▶ What needs to be done: What lines of the data hold the string "index"? Pull each one out.

▶ Materials provided:
===
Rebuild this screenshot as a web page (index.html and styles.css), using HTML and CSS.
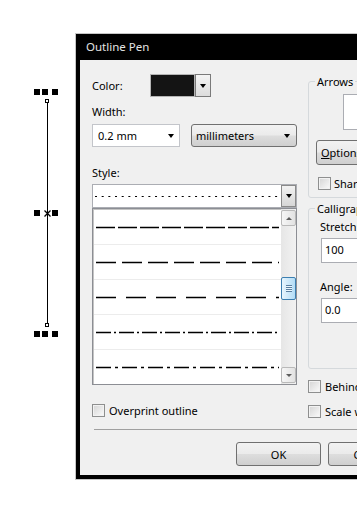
===
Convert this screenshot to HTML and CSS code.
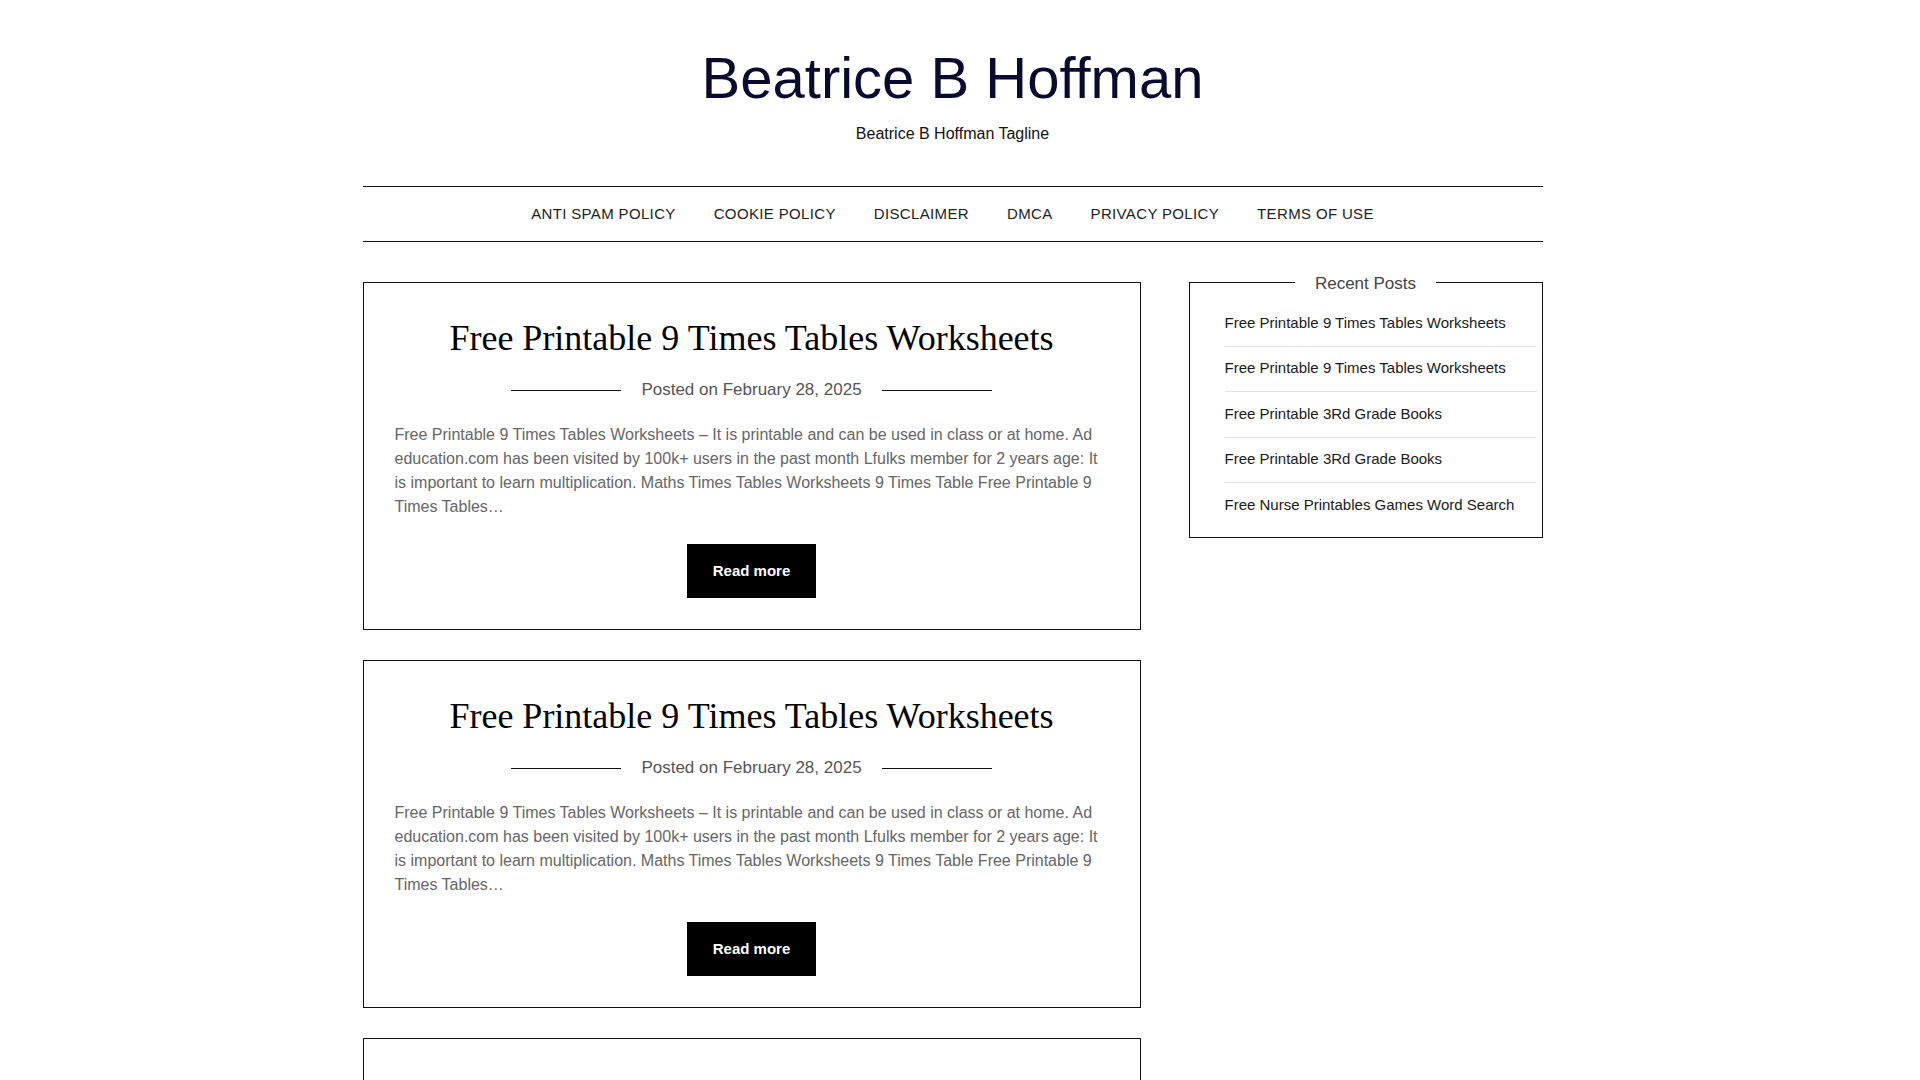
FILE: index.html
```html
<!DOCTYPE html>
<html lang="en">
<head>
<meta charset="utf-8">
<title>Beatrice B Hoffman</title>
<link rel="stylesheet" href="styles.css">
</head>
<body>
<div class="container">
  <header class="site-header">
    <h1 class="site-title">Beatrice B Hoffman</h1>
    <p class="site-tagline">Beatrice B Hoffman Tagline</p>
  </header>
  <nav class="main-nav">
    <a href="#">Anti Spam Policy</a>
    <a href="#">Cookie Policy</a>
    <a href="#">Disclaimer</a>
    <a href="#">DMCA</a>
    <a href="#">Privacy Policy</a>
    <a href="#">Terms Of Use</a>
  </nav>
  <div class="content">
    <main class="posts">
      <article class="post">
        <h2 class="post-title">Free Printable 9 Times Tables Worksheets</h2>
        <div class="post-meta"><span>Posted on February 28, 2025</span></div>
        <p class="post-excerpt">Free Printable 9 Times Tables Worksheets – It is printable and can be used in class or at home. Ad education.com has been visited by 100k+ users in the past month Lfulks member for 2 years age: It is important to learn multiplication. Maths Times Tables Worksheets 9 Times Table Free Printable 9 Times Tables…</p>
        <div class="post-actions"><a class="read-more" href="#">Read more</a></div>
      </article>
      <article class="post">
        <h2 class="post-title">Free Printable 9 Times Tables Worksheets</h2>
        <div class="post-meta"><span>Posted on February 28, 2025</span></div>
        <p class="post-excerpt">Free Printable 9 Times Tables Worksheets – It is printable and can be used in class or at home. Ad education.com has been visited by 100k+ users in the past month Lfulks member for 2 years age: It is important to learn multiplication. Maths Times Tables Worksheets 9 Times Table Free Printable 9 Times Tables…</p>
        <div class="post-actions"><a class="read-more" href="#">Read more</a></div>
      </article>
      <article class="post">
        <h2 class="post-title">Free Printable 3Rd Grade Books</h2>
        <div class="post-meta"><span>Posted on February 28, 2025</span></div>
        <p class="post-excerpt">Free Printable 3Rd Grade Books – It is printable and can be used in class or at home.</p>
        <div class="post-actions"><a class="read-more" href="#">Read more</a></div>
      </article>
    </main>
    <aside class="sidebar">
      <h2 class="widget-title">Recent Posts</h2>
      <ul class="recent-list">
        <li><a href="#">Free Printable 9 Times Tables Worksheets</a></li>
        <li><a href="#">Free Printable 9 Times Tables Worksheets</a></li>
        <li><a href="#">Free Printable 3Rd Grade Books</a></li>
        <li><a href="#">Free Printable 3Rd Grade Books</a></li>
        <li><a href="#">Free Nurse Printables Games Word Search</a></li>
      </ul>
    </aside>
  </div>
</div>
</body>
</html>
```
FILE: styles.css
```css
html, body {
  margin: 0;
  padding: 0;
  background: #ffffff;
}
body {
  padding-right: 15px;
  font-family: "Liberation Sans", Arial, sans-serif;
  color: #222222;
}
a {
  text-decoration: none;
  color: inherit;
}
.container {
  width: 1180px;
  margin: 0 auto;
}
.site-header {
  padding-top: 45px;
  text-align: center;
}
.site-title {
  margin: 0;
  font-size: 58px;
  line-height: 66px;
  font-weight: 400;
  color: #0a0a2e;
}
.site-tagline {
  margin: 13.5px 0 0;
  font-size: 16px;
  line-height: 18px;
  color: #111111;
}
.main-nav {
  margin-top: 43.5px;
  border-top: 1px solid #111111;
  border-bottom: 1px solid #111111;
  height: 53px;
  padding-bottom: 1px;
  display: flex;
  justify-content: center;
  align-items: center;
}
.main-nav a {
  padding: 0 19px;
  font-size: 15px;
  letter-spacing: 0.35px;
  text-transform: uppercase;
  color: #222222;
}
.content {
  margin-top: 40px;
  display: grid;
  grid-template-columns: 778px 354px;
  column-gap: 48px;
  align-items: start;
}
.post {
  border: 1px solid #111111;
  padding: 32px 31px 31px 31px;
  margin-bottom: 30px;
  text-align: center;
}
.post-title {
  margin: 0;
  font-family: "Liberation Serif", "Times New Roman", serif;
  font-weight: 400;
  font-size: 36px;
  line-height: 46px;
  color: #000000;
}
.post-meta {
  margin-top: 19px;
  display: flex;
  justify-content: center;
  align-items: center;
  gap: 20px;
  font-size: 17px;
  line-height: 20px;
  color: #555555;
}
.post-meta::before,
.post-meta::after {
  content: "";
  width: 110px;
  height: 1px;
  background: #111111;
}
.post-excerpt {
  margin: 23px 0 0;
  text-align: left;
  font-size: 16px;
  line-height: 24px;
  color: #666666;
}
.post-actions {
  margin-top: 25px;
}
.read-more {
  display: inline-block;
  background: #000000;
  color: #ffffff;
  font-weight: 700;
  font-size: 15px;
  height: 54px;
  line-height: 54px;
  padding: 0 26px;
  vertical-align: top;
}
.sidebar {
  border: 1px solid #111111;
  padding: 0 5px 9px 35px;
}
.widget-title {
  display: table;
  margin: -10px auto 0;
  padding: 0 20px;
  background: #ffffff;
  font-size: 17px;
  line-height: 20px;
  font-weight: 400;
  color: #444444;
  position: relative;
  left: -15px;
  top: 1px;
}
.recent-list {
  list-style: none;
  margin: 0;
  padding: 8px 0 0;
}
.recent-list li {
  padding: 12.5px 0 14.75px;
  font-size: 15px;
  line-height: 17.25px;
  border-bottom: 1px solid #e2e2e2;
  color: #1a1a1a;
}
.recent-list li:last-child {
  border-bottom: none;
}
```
===
▶ Solution to this problem:
Rebuild this screenshot as a web page (index.html and styles.css), using HTML and CSS.
FILE: index.html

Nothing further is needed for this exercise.